SUMMARY OF THE INVENTION
[0012] The invention provides a wireless identification device
configured to provide a signal to identify the device in response
to an interrogation signal.
[0013] Another aspect of the invention provides a method of
establishing wireless communications between an interrogator and
individual ones of multiple wireless identification devices. A tree
search method is utilized to establish communications without
collision between the interrogator and individual ones of the
multiple wireless identification devices. A search tree is defined
for the tree search method. The tree has multiple levels
representing subgroups of the multiple wireless identification
devices. The number of devices in a subgroup in one level is half
of the number of devices in the next higher level. The tree search
method employs level skipping wherein at least one level of the
tree is skipped.
[0014] Another aspect of the invention provides a communications
system comprising an interrogator, and a plurality of wireless
identification devices configured to communicate with the
interrogator in a wireless fashion. The respective wireless
identification devices have a unique identification number. The
interrogator is configured to employ a tree search technique to
determine the unique identification numbers of the different
wireless identification devices so as to be able to establish
communications between the interrogator and individual ones of the
multiple wireless identification devices without collision by
multiple wireless identification devices attempting to respond to
the interrogator at the same time.
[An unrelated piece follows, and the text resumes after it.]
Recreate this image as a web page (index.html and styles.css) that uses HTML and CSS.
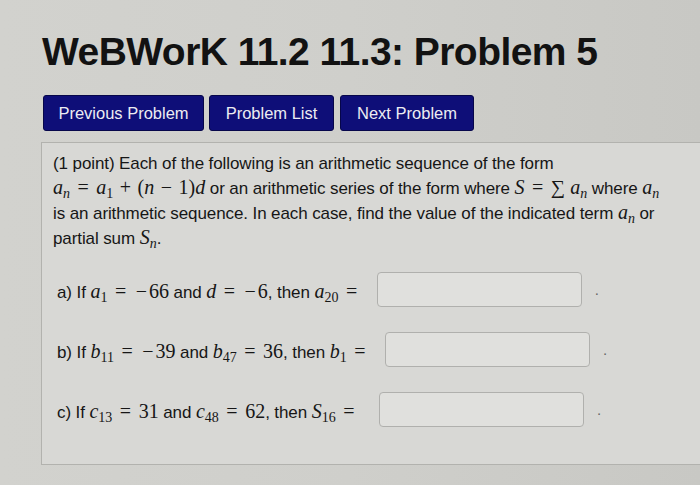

Levels of the tree are
occasionally skipped.
[0015] One aspect of the invention provides a radio frequency
identification device comprising an integrated circuit including a
receiver, a transmitter, and a microprocessor. In one embodiment,
the integrated circuit is a monolithic single die single metal
layer integrated circuit including the receiver, the transmitter,
and the microprocessor. The device of this embodiment includes an
active transponder, instead of a transponder which relies on
magnetic coupling for power, and therefore has a much greater
range.
BRIEF DESCRIPTION OF THE DRAWINGS
[0016] Preferred embodiments of the invention are described below
with reference to the following accompanying drawings.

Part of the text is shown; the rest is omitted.